====== SUPPLIED ENTRIES
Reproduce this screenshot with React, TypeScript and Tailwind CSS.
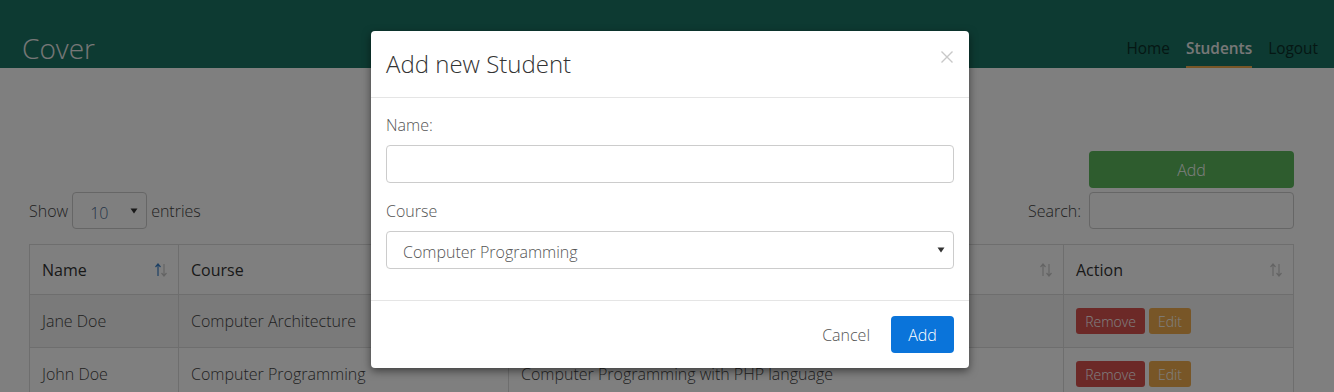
============
====== SUPPLIED ENTRIES
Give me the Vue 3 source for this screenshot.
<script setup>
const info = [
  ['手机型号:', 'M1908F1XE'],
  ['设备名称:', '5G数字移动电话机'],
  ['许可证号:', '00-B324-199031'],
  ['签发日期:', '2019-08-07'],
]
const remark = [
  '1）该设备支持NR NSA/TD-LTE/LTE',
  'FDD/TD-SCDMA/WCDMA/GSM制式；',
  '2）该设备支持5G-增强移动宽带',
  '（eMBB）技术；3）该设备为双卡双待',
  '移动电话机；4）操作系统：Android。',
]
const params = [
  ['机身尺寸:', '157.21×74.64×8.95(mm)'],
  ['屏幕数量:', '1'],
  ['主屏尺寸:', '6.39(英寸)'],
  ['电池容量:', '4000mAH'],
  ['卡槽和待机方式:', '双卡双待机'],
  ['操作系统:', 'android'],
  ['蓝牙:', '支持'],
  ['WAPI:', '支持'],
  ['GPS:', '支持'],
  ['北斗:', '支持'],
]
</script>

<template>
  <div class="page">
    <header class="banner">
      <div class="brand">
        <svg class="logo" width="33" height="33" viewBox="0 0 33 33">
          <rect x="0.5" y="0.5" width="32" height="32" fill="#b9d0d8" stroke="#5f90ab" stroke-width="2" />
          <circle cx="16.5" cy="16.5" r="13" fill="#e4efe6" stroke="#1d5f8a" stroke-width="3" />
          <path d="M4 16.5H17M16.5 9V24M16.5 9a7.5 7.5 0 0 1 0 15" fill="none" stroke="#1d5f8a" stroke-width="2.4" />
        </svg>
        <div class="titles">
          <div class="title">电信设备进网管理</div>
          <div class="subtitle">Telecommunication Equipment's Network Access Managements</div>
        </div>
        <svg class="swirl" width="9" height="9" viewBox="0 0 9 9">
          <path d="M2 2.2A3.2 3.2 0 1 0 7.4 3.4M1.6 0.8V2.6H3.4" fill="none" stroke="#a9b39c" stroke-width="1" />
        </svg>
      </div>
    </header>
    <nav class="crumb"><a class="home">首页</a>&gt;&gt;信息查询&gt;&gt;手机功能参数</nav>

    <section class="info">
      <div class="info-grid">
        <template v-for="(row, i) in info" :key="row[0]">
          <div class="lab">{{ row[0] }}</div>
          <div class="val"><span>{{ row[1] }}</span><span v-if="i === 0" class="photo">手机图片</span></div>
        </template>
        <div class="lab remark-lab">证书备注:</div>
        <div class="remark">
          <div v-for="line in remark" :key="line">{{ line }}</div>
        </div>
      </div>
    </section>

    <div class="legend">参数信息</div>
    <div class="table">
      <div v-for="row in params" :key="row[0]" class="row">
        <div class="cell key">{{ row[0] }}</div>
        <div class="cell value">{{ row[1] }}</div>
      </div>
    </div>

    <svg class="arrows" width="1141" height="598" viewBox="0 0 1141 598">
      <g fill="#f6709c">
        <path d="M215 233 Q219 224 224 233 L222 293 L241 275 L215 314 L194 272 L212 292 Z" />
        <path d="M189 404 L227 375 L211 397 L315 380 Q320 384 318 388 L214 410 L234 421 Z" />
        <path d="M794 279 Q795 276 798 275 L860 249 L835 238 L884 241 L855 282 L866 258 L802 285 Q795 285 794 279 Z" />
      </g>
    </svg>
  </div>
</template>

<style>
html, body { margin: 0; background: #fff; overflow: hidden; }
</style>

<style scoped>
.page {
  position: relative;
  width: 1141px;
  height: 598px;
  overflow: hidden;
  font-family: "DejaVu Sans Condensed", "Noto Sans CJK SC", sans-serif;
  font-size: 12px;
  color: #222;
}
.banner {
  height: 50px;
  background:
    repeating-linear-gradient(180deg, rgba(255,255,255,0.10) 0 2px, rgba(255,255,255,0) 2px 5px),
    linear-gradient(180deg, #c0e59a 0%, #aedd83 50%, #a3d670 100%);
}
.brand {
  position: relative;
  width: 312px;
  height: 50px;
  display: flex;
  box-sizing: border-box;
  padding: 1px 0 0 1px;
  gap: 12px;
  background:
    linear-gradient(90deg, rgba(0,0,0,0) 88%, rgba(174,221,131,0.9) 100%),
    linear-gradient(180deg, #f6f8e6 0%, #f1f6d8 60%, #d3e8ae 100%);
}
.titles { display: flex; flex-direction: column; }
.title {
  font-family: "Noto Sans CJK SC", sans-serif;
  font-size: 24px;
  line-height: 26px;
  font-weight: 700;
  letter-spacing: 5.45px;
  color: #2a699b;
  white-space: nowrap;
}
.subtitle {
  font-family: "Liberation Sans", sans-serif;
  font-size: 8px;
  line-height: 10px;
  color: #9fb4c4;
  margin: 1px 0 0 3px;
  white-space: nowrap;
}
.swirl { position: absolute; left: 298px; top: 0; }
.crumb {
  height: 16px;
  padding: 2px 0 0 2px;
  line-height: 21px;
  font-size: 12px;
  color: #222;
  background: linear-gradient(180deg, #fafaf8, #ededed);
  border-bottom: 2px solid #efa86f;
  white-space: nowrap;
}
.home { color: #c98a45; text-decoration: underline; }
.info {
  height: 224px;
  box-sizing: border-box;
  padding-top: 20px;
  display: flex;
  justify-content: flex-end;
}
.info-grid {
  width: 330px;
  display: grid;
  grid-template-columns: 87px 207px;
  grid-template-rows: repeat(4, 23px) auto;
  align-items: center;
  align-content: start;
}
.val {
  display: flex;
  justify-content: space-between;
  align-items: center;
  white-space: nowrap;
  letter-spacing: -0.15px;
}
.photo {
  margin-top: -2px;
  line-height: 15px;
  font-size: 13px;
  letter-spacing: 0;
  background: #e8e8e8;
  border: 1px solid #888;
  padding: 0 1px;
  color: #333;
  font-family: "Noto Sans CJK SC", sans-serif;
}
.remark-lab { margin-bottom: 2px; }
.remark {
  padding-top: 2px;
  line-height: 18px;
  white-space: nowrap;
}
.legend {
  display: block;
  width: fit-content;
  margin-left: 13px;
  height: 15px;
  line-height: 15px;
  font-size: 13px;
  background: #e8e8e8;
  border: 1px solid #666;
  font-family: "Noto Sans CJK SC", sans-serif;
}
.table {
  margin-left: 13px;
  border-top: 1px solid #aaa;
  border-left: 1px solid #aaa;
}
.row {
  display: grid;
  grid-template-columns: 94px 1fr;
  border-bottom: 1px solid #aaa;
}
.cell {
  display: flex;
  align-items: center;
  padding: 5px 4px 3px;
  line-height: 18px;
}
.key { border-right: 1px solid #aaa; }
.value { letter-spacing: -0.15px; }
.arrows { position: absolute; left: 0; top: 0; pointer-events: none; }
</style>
============
====== SUPPLIED ENTRIES
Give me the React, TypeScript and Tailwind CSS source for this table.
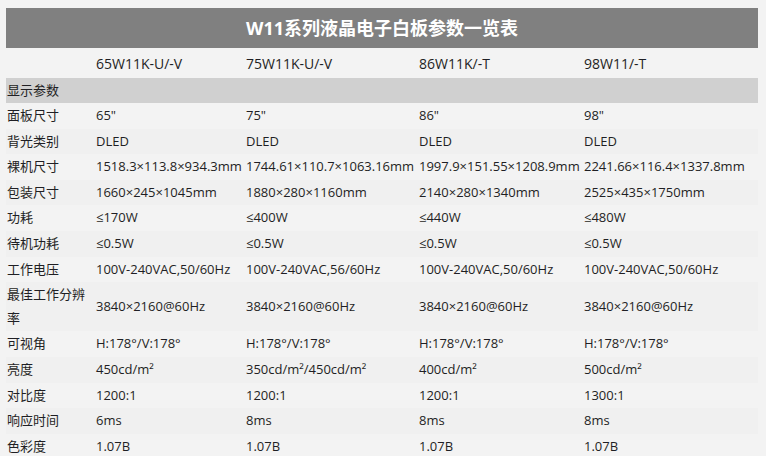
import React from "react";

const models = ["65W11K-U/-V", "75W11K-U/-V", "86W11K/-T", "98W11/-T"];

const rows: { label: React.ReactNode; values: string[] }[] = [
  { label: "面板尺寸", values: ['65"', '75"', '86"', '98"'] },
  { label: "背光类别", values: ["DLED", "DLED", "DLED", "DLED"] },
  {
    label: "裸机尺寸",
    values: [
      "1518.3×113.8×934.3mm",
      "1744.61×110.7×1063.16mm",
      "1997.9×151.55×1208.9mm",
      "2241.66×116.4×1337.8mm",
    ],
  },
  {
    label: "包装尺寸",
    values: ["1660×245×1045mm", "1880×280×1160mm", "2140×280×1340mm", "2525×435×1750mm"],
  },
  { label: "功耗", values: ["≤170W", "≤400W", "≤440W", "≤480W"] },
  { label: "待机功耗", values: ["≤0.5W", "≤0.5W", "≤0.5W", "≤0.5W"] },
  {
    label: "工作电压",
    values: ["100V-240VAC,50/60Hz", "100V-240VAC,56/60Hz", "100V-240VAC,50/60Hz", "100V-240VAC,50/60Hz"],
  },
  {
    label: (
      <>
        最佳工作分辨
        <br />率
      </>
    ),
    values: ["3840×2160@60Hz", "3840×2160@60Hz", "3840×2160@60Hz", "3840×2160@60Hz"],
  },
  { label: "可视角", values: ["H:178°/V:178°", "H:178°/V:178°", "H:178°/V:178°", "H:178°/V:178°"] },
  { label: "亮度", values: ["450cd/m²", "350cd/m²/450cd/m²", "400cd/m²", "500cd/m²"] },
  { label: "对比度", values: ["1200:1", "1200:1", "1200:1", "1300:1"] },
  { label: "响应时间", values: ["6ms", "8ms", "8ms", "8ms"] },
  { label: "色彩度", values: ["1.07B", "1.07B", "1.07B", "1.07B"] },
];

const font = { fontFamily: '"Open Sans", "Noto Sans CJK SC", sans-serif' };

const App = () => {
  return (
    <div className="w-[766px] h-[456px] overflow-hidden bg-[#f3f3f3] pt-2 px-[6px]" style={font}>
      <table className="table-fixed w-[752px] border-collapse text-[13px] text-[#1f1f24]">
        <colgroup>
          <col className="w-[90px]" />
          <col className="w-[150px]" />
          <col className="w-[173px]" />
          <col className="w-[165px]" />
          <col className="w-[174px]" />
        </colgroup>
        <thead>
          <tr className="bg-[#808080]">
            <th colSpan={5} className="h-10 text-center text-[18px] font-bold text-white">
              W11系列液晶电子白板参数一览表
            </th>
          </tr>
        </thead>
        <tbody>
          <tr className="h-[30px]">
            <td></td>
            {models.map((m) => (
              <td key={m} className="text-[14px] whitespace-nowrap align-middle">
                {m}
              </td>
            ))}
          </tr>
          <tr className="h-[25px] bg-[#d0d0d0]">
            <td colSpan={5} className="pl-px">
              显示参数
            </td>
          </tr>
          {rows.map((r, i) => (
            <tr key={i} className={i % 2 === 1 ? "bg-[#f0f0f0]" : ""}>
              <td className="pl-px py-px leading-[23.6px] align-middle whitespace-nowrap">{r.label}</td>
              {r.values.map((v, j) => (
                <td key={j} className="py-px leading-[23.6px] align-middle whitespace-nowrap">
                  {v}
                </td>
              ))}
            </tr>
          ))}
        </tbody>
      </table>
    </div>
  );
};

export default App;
============
WHAT IS ASKED: In the records above, find each line with the word "source" and copy it.

WRITTEN RESPONSE:
Give me the Vue 3 source for this screenshot.
Give me the React, TypeScript and Tailwind CSS source for this table.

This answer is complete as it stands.